## Start SUPPLIED DATA

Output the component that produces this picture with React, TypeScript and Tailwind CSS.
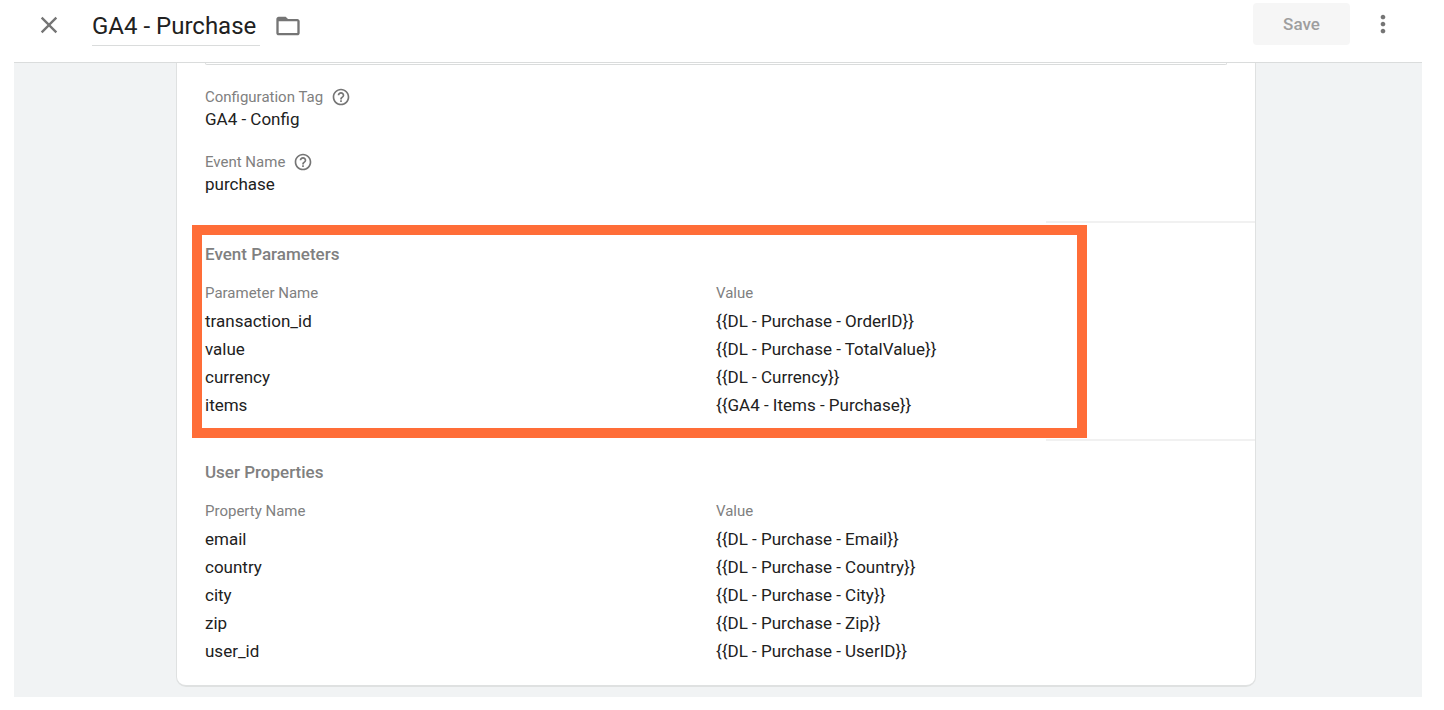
import React from 'react';
import { MdClose, MdFolderOpen, MdHelpOutline, MdMoreVert } from 'react-icons/md';

interface Row {
  name: string;
  value: string;
}

interface FieldProps {
  label: string;
  value: string;
}

interface ParamTableProps {
  title: string;
  nameHeader: string;
  rows: Row[];
}

const eventParameters: Row[] = [
  { name: 'transaction_id', value: '{{DL - Purchase - OrderID}}' },
  { name: 'value', value: '{{DL - Purchase - TotalValue}}' },
  { name: 'currency', value: '{{DL - Currency}}' },
  { name: 'items', value: '{{GA4 - Items - Purchase}}' },
];

const userProperties: Row[] = [
  { name: 'email', value: '{{DL - Purchase - Email}}' },
  { name: 'country', value: '{{DL - Purchase - Country}}' },
  { name: 'city', value: '{{DL - Purchase - City}}' },
  { name: 'zip', value: '{{DL - Purchase - Zip}}' },
  { name: 'user_id', value: '{{DL - Purchase - UserID}}' },
];

const Field: React.FC<FieldProps> = ({ label, value }) => {
  return (
    <div>
      <dt className="flex h-5 items-center gap-2 text-[15px] leading-5 text-[#808080]">
        {label}
        <button type="button" aria-label={`Help: ${label}`} className="text-[#757575]">
          <MdHelpOutline className="size-5" />
        </button>
      </dt>
      <dd className="text-[17px] leading-6">{value}</dd>
    </div>
  );
};

const ParamTable: React.FC<ParamTableProps> = ({ title, nameHeader, rows }) => {
  return (
    <div className="px-7 pt-[19px] pb-5">
      <h2 className="mb-[17px] text-[17px] leading-6 font-medium text-[#808080]">{title}</h2>
      <table className="w-full table-fixed text-left" aria-label={title}>
        <thead>
          <tr className="h-6 align-top text-[15px] leading-5 text-[#808080]">
            <th className="font-normal">{nameHeader}</th>
            <th className="font-normal">Value</th>
          </tr>
        </thead>
        <tbody>
          {rows.map((row) => (
            <tr key={row.name} className="text-[17px] leading-7">
              <td>{row.name}</td>
              <td>{row.value}</td>
            </tr>
          ))}
        </tbody>
      </table>
    </div>
  );
};

const Divider = () => <hr className="ml-auto w-[209px] border-t-2 border-[#f1f1f1]" />;

const App: React.FC = () => {
  return (
    <div className="min-h-screen bg-white pr-[22px] pl-[14px] font-[Roboto,sans-serif] text-[#212121]">
      <header className="flex h-[63px] items-start justify-between border-b border-[#dadcdc] pr-[25px] pl-[21px]">
        <div className="flex items-start">
          <button type="button" aria-label="Close" className="mt-[11px] text-[#757575]">
            <MdClose className="size-7" />
          </button>
          <input
            aria-label="Tag name"
            defaultValue="GA4 - Purchase"
            className="mt-[7px] ml-[29px] h-[39px] w-[168px] border-b border-[#dadcdc] text-2xl outline-none"
          />
          <button type="button" aria-label="Move to folder" className="mt-3 ml-3.5 text-[#757575]">
            <MdFolderOpen className="size-7" />
          </button>
        </div>
        <div className="flex items-center gap-[19px] pt-[3px]">
          <button
            type="button"
            disabled
            className="h-[42px] w-[97px] rounded-sm bg-[#f6f6f6] pt-0.5 text-[17px] font-medium text-[#9e9e9e]"
          >
            Save
          </button>
          <button type="button" aria-label="More actions" className="text-[#757575]">
            <MdMoreVert className="size-7" />
          </button>
        </div>
      </header>

      <main className="bg-[#f1f3f4] pr-1 pb-2.5">
        <section className="mx-auto max-w-[1080px] rounded-b-[10px] border-x border-b-2 border-[#dfe1e1] bg-white">
          {/* Lower edge of the tag type box, scrolled under the header */}
          <div className="mx-7 h-0.5 rounded-b-sm border-x border-b border-[#dadcdc]" />

          <dl className="flex flex-col gap-[21px] px-7 pt-[22px] pb-[25px]">
            <Field label="Configuration Tag" value="GA4 - Config" />
            <Field label="Event Name" value="purchase" />
          </dl>

          <Divider />
          <div className="relative">
            <ParamTable title="Event Parameters" nameHeader="Parameter Name" rows={eventParameters} />
            {/* Highlight frame */}
            <div className="pointer-events-none absolute top-0.5 right-[168px] bottom-px left-[15px] border-[10px] border-[#ff6d38]" />
          </div>

          <Divider />
          <ParamTable title="User Properties" nameHeader="Property Name" rows={userProperties} />
        </section>
      </main>
    </div>
  );
};

export default App;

## End SUPPLIED DATA

DO THIS> Set the data above down again exactly as given, with no pictures.

RESULT>
Output the component that produces this picture with React, TypeScript and Tailwind CSS.
import React from 'react';
import { MdClose, MdFolderOpen, MdHelpOutline, MdMoreVert } from 'react-icons/md';

interface Row {
  name: string;
  value: string;
}

interface FieldProps {
  label: string;
  value: string;
}

interface ParamTableProps {
  title: string;
  nameHeader: string;
  rows: Row[];
}

const eventParameters: Row[] = [
  { name: 'transaction_id', value: '{{DL - Purchase - OrderID}}' },
  { name: 'value', value: '{{DL - Purchase - TotalValue}}' },
  { name: 'currency', value: '{{DL - Currency}}' },
  { name: 'items', value: '{{GA4 - Items - Purchase}}' },
];

const userProperties: Row[] = [
  { name: 'email', value: '{{DL - Purchase - Email}}' },
  { name: 'country', value: '{{DL - Purchase - Country}}' },
  { name: 'city', value: '{{DL - Purchase - City}}' },
  { name: 'zip', value: '{{DL - Purchase - Zip}}' },
  { name: 'user_id', value: '{{DL - Purchase - UserID}}' },
];

const Field: React.FC<FieldProps> = ({ label, value }) => {
  return (
    <div>
      <dt className="flex h-5 items-center gap-2 text-[15px] leading-5 text-[#808080]">
        {label}
        <button type="button" aria-label={`Help: ${label}`} className="text-[#757575]">
          <MdHelpOutline className="size-5" />
        </button>
      </dt>
      <dd className="text-[17px] leading-6">{value}</dd>
    </div>
  );
};

const ParamTable: React.FC<ParamTableProps> = ({ title, nameHeader, rows }) => {
  return (
    <div className="px-7 pt-[19px] pb-5">
      <h2 className="mb-[17px] text-[17px] leading-6 font-medium text-[#808080]">{title}</h2>
      <table className="w-full table-fixed text-left" aria-label={title}>
        <thead>
          <tr className="h-6 align-top text-[15px] leading-5 text-[#808080]">
            <th className="font-normal">{nameHeader}</th>
            <th className="font-normal">Value</th>
          </tr>
        </thead>
        <tbody>
          {rows.map((row) => (
            <tr key={row.name} className="text-[17px] leading-7">
              <td>{row.name}</td>
              <td>{row.value}</td>
            </tr>
          ))}
        </tbody>
      </table>
    </div>
  );
};

const Divider = () => <hr className="ml-auto w-[209px] border-t-2 border-[#f1f1f1]" />;

const App: React.FC = () => {
  return (
    <div className="min-h-screen bg-white pr-[22px] pl-[14px] font-[Roboto,sans-serif] text-[#212121]">
      <header className="flex h-[63px] items-start justify-between border-b border-[#dadcdc] pr-[25px] pl-[21px]">
        <div className="flex items-start">
          <button type="button" aria-label="Close" className="mt-[11px] text-[#757575]">
            <MdClose className="size-7" />
          </button>
          <input
            aria-label="Tag name"
            defaultValue="GA4 - Purchase"
            className="mt-[7px] ml-[29px] h-[39px] w-[168px] border-b border-[#dadcdc] text-2xl outline-none"
          />
          <button type="button" aria-label="Move to folder" className="mt-3 ml-3.5 text-[#757575]">
            <MdFolderOpen className="size-7" />
          </button>
        </div>
        <div className="flex items-center gap-[19px] pt-[3px]">
          <button
            type="button"
            disabled
            className="h-[42px] w-[97px] rounded-sm bg-[#f6f6f6] pt-0.5 text-[17px] font-medium text-[#9e9e9e]"
          >
            Save
          </button>
          <button type="button" aria-label="More actions" className="text-[#757575]">
            <MdMoreVert className="size-7" />
          </button>
        </div>
      </header>

      <main className="bg-[#f1f3f4] pr-1 pb-2.5">
        <section className="mx-auto max-w-[1080px] rounded-b-[10px] border-x border-b-2 border-[#dfe1e1] bg-white">
          {/* Lower edge of the tag type box, scrolled under the header */}
          <div className="mx-7 h-0.5 rounded-b-sm border-x border-b border-[#dadcdc]" />

          <dl className="flex flex-col gap-[21px] px-7 pt-[22px] pb-[25px]">
            <Field label="Configuration Tag" value="GA4 - Config" />
            <Field label="Event Name" value="purchase" />
          </dl>

          <Divider />
          <div className="relative">
            <ParamTable title="Event Parameters" nameHeader="Parameter Name" rows={eventParameters} />
            {/* Highlight frame */}
            <div className="pointer-events-none absolute top-0.5 right-[168px] bottom-px left-[15px] border-[10px] border-[#ff6d38]" />
          </div>

          <Divider />
          <ParamTable title="User Properties" nameHeader="Property Name" rows={userProperties} />
        </section>
      </main>
    </div>
  );
};

export default App;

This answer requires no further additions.